Rice, a Japanese staple food, was scarce following the end of World War II. But as agricultural advances boosted global harvests, Japan erected barriers to protect its farmers.

Until the Uruguay round of trade talks under the WTO's predecessor GATT, the Japanese government had repeatedly vowed that "not even a single grain of rice will be imported."

By the close of the round in 1993, however, Japan had agreed to open the door to a minimum amount of imports.

Now, it is under pressure to make further concessions in the WTO talks on agricultural trade.

Major food-exporting countries, led by the US, want a drastic cut in the number of "sensitive products" with special protection, as well as the introduction of caps on import tariffs, in the US proposal at 75 percent.

zero imports

Under the principle of zero rice imports, the Japanese government controlled production and prices of rice for decades, pressing farmers to reduce planting areas to bring national production down in line with falling consumption.

As a result, many small-sized farmers survived alongside a smaller group of large producers.
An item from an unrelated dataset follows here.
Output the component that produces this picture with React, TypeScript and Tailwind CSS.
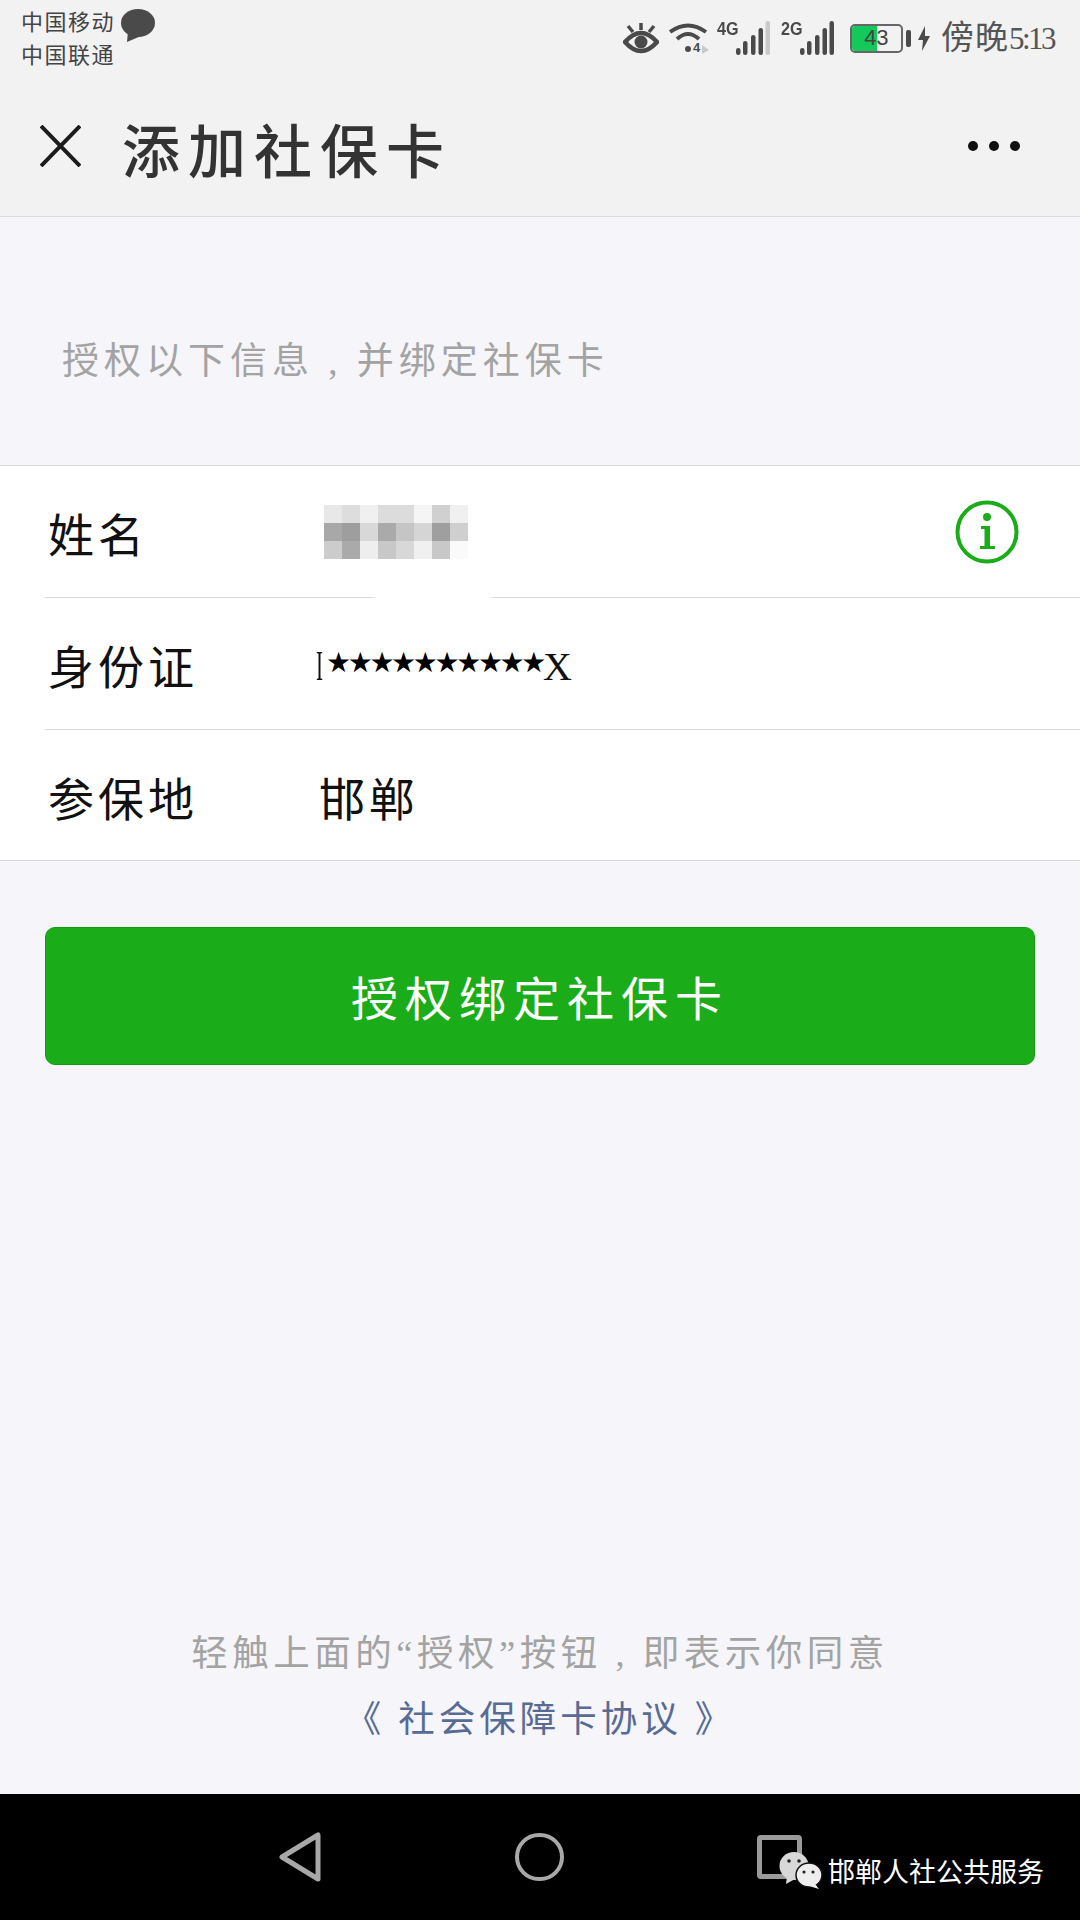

In the late 1990s, the government turned toward market-oriented rice production policy, sending prices into a steady decline.

Now it is trying to limit subsidies to large farmers only.

For those who have toiled away in the paddies all their life, as their ancestors did before them, more is at stake than just economics.

"Most of the local festivals and events are rooted in rice cultivation, and if small-sized farming is destroyed, so are local communities," Iwabuchi said.

"There are so many things linked to rice cultivation that bring us together as community members ... collaborative work on cleaning of waterways, seasonal festivals and rituals praying for a rich harvest," he said.

In Niigata prefecture rice-growing households gather at their local shrine in the spring when the shrine priest prays for a bumper season and again in the autumn just before harvesting.

One day, they fear, even prayers may not be enough to save their paddies.